Extreme points of the Vandermonde determinant and phenomenological modelling with power exponential functions2019Doctoral thesis, comprehensive summary (Other academic)

This thesis discusses two topics, finding the extreme points of the Vandermonde determinant on various surfaces and phenomenological modelling using power-exponential functions. The relation between these two problems is that they are both related to methods for curve-fitting. Two applications of the mathematical models and methods are also discussed, modelling of electrostatic discharge currents for use in electromagnetic compatibility and modelling of mortality rates for humans. Both the construction and evaluation of models is discussed.

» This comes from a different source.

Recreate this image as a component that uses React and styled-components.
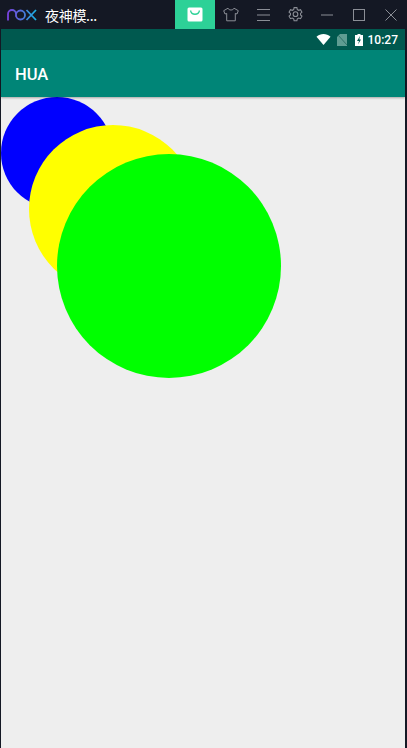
import React from "react";
import styled, { createGlobalStyle } from "styled-components";

const GlobalStyle = createGlobalStyle`
  html, body {
    margin: 0;
    padding: 0;
    background: #141824;
  }
  body {
    font-family: Roboto, "Noto Sans CJK SC", sans-serif;
  }
`;

const Window = styled.div`
  display: flex;
  flex-direction: column;
  width: 407px;
  height: 748px;
  overflow: hidden;
  background: #141824;
`;

const TitleBar = styled.div`
  display: flex;
  align-items: center;
  flex: none;
  height: 29px;
`;

const Brand = styled.div`
  display: flex;
  align-items: center;
  width: 175px;
  padding-left: 7px;
  box-sizing: border-box;
`;

const AppName = styled.span`
  margin-left: 8px;
  font-family: "Noto Sans CJK SC", sans-serif;
  font-size: 14px;
  letter-spacing: -0.3px;
  color: #fff;
  white-space: nowrap;
`;

const ShopTab = styled.div`
  display: flex;
  align-items: center;
  justify-content: center;
  width: 40px;
  height: 29px;
  background: #2dd197;
`;

const TitleButton = styled.div`
  display: flex;
  align-items: center;
  justify-content: center;
  width: ${(p) => p.$w}px;
  height: 29px;
`;

const Screen = styled.div`
  display: flex;
  flex-direction: column;
  flex: 1;
  margin: 0 2px 0 1px;
  background: #eeeeee;
`;

const StatusBar = styled.div`
  display: flex;
  align-items: center;
  justify-content: flex-end;
  flex: none;
  height: 21px;
  padding-right: 7px;
  background: #00594f;
`;

const Clock = styled.span`
  margin-left: 5px;
  font-size: 12px;
  font-weight: 500;
  color: #fff;
`;

const StatusIcon = styled.svg`
  display: block;
  margin-left: ${(p) => p.$gap || 0}px;
`;

const AppBar = styled.div`
  position: relative;
  display: flex;
  align-items: center;
  flex: none;
  height: 47px;
  padding: 1px 0 0 14px;
  box-sizing: border-box;
  background: #008577;
  box-shadow: 0 1px 2px rgba(0, 0, 0, 0.3);
`;

const AppTitle = styled.h1`
  margin: 0;
  font-size: 16.5px;
  font-weight: 500;
  color: #fff;
`;

const Canvas = styled.svg`
  display: block;
  flex: none;
`;

const circles = [
  { cx: 56, cy: 56, r: 56, fill: "#0000ff" },
  { cx: 112, cy: 112, r: 84, fill: "#ffff00" },
  { cx: 168, cy: 169, r: 112, fill: "#00ff00" },
];

function NoxLogo() {
  return (
    <svg width="30" height="12" viewBox="0 0 30 12" fill="none" strokeWidth="1.800">
      <defs>
        <linearGradient id="nox" gradientUnits="userSpaceOnUse" x1="0" y1="0" x2="30" y2="0">
          <stop offset="0" stopColor="#7b3fe0" />
          <stop offset="0.55" stopColor="#4a78d8" />
          <stop offset="1" stopColor="#16b8e8" />
        </linearGradient>
      </defs>
      <path
        d="M1 11.500V5a4 4 0 0 1 8 0v2.500M9 6a4.500 4.500 0 1 0 9 0a4.500 4.500 0 1 0-9 0M19.500 1l9.500 10M29 1l-9.500 10"
        stroke="url(#nox)"
      />
    </svg>
  );
}

function ShopIcon() {
  return (
    <svg width="16" height="15" viewBox="0 0 16 15">
      <rect x="0.5" y="0.5" width="15" height="14" rx="1.500" fill="#fff" />
      <path d="M3.500 3.500c1 5 8 5 9 0" fill="none" stroke="#2dd197" strokeWidth="1.300" />
    </svg>
  );
}

function ShirtIcon() {
  return (
    <svg width="16" height="15" viewBox="0 0 16 14" fill="none" stroke="#8b8e96">
      <path d="M5 .7 .7 3.200 2 6.500l1.700-.6v7.400h8.600V5.900l1.700.6 1.300-3.300L11 .7c-.6 2.400-5.400 2.400-6 0Z" />
    </svg>
  );
}

function MenuIcon() {
  return (
    <svg width="13" height="12" viewBox="0 0 13 12" stroke="#8b8e96">
      <path d="M0 .5h13M0 6h13M0 11.500h13" />
    </svg>
  );
}

function GearIcon() {
  return (
    <svg width="15" height="15" viewBox="0 0 14 14" fill="none" stroke="#8b8e96">
      <path d="M5.700.6h2.600l.4 1.800 1.300.7 1.700-.6 1.300 2.300-1.300 1.200v1.400l1.300 1.200-1.300 2.300-1.700-.6-1.300.7-.4 1.800H5.700l-.4-1.800-1.300-.7-1.700.6L1 8.600l1.300-1.200V6L1 4.800l1.300-2.300 1.700.6 1.300-.7Z" />
      <circle cx="7" cy="6.700" r="2.200" />
    </svg>
  );
}

function MinimizeIcon() {
  return (
    <svg width="12" height="2" viewBox="0 0 12 2" stroke="#8b8e96">
      <path d="M0 1h12" />
    </svg>
  );
}

function MaximizeIcon() {
  return (
    <svg width="12" height="12" viewBox="0 0 12 12" fill="none" stroke="#8b8e96">
      <rect x="0.5" y="0.5" width="11" height="11" />
    </svg>
  );
}

function CloseIcon() {
  return (
    <svg width="12" height="12" viewBox="0 0 12 12" stroke="#8b8e96">
      <path d="M.5.500l11 11M11.500.500l-11 11" />
    </svg>
  );
}

export default function App() {
  return (
    <Window>
      <GlobalStyle />
      <TitleBar>
        <Brand>
          <NoxLogo />
          <AppName>夜神模...</AppName>
        </Brand>
        <ShopTab>
          <ShopIcon />
        </ShopTab>
        <TitleButton $w={32}>
          <ShirtIcon />
        </TitleButton>
        <TitleButton $w={32}>
          <MenuIcon />
        </TitleButton>
        <TitleButton $w={32}>
          <GearIcon />
        </TitleButton>
        <TitleButton $w={32}>
          <MinimizeIcon />
        </TitleButton>
        <TitleButton $w={32}>
          <MaximizeIcon />
        </TitleButton>
        <TitleButton $w={32}>
          <CloseIcon />
        </TitleButton>
      </TitleBar>
      <Screen>
        <StatusBar>
          <StatusIcon width="15" height="11" viewBox="0 0 14 11">
            <path d="M0 2.800C4-.9 10-.9 14 2.800L7 11Z" fill="#fff" />
          </StatusIcon>
          <StatusIcon $gap={6} width="10" height="12" viewBox="0 0 10 12">
            <path d="M3 0h7v12H0V3Z" fill="#5f9c92" />
            <path d="M1 1l9 10" stroke="#2f7268" />
          </StatusIcon>
          <StatusIcon $gap={8} width="8" height="12" viewBox="0 0 8 12">
            <path d="M2.500 0h3v1H8v11H0V1h2.500Z" fill="#fff" />
            <path d="M5 2 2 7h2l-1 3.500L6 5.500H4.300Z" fill="#00594f" />
          </StatusIcon>
          <Clock>10:27</Clock>
        </StatusBar>
        <AppBar>
          <AppTitle>HUA</AppTitle>
        </AppBar>
        <Canvas width="404" height="300" viewBox="0 0 404 300">
          {circles.map((c) => (
            <circle key={c.fill} cx={c.cx} cy={c.cy} r={c.r} fill={c.fill} />
          ))}
        </Canvas>
      </Screen>
    </Window>
  );
}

In the first chapter the basic theory for later chapters is introduced. First the Vandermonde matrix, a matrix whose rows (or columns) consists of monomials of sequential powers, its history and some of its properties are discussed. Next, some considerations and typical methods for a common class of curve fitting problems are presented, as well as how to analyse and evaluate the resulting fit. In preparation for the later parts of the thesis the topics of electromagnetic compatibility and mortality rate modelling are briefly introduced.

The second chapter discusses some techniques for finding the extreme points for the determinant of the Vandermonde matrix on various surfaces including spheres, ellipsoids and cylinders. The discussion focuses on low dimensions, but some results are given for arbitrary (finite) dimensions.

In the third chapter a particular model called the p-peaked Analytically Extended Function (AEF) is introduced and fitted to data taken either from a standard for electromagnetic compatibility or experimental measurements. The discussion here is entirely focused on currents originating from lightning or electrostatic discharges.

The fourth chapter consists of a comparison of several different methods for modelling mortality rates, including a model constructed in a similar way to the AEF found in the third chapter. The models are compared with respect to how well they can be fitted to estimated mortality rate for several countries and several years and the results when using the fitted models for mortality rate forecasting is also compared.